Can I Claim Haircuts on My Taxes?
Discover when grooming costs pass the IRS "ordinary and necessary" test, and the critical difference between claiming them as a business owner versus an employee.
Discover when grooming costs pass the IRS "ordinary and necessary" test, and the critical difference between claiming them as a business owner versus an employee.
Taxpayers often look for opportunities to reduce their taxable income through legal deductions. The Internal Revenue Service (IRS) maintains a strict dividing line between costs incurred for personal maintenance and those incurred to generate income.
This distinction determines whether an expense, such as a haircut, qualifies for a deduction. Personal expenses are generally disallowed under the Internal Revenue Code (IRC). Business expenses, conversely, are allowed if they meet specific statutory criteria.
The foundational tax principle prohibits the deduction of personal, living, or family expenses, as outlined in Internal Revenue Code Section 262. Standard grooming costs, including haircuts, manicures, and general cosmetic maintenance, fall squarely within this personal category. The IRS views these costs as necessary for an individual to maintain their general health and appearance, regardless of their employment status.
Similarly, the costs of regular work clothing and daily commuting are deemed non-deductible personal expenses. These expenses must be incurred by virtually everyone, making them inherently personal rather than business-specific.
The taxpayer bears the heavy burden of proof to demonstrate that an expenditure is wholly separate from personal maintenance and exclusively related to income production. Mere necessity for one’s job does not convert a personal cost into a tax-deductible business expense.
A haircut expense can only transition from a personal cost to a deductible business expense if it satisfies the “ordinary and necessary” standard under Internal Revenue Code Section 162. An expense is “ordinary” if it is common and accepted in the taxpayer’s trade or business.
It is “necessary” if it is appropriate and helpful for the development of the business, though it does not need to be indispensable. The expense must also not be lavish or extravagant under the circumstances.

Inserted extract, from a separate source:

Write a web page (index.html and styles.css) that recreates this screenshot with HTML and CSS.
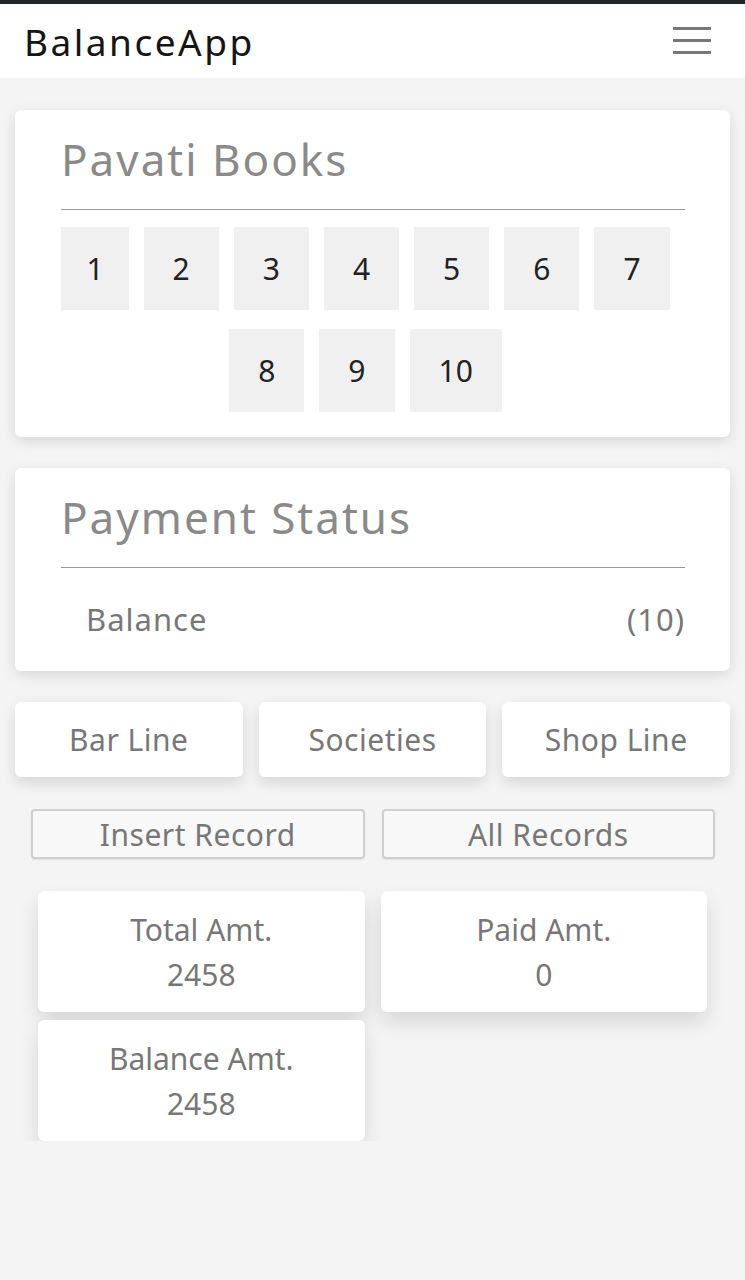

This test is difficult to meet for grooming costs because the expense still provides a personal benefit. The narrow exception is reserved for professionals where a highly specific, non-customary appearance is a condition of employment.
For instance, an actor or model required by contract to maintain a specific hairstyle or color for a production may deduct the cost of that maintenance. The deduction is limited to the amount by which the cost exceeds what the taxpayer would typically spend on personal grooming.
The IRS has allowed deductions for military personnel who must maintain specific, non-standard haircuts solely for uniform compliance. This exception also applies to entertainment professionals whose appearance must align with a specific role, such as a performer required to wear elaborate hair extensions or wigs.
The expense must be inextricably linked to the production of income. If the haircut provides any general personal utility outside of the work requirement, the deduction will be disallowed or severely limited.
The procedural mechanism for claiming a deductible haircut depends entirely on the taxpayer’s employment status. Self-employed individuals, such as independent contractors and freelancers, report the expense directly on Schedule C, Profit or Loss From Business.
These costs are deducted against gross business income before calculating the adjusted gross income (AGI). For employees, the expense is considered an unreimbursed employee expense.
Historically, employees claimed this expense as a miscellaneous itemized deduction on Schedule A, Itemized Deductions, subject to a 2% AGI floor. The Tax Cuts and Jobs Act (TCJA) of 2017 suspended all miscellaneous itemized deductions subject to this floor.
This suspension is effective for tax years 2018 through 2025. Consequently, nearly all employees cannot deduct grooming expenses during this period, even if the expense meets the ordinary and necessary test.
Only self-employed individuals filing Schedule C have a clear path to deduct the qualified expense in the current tax environment.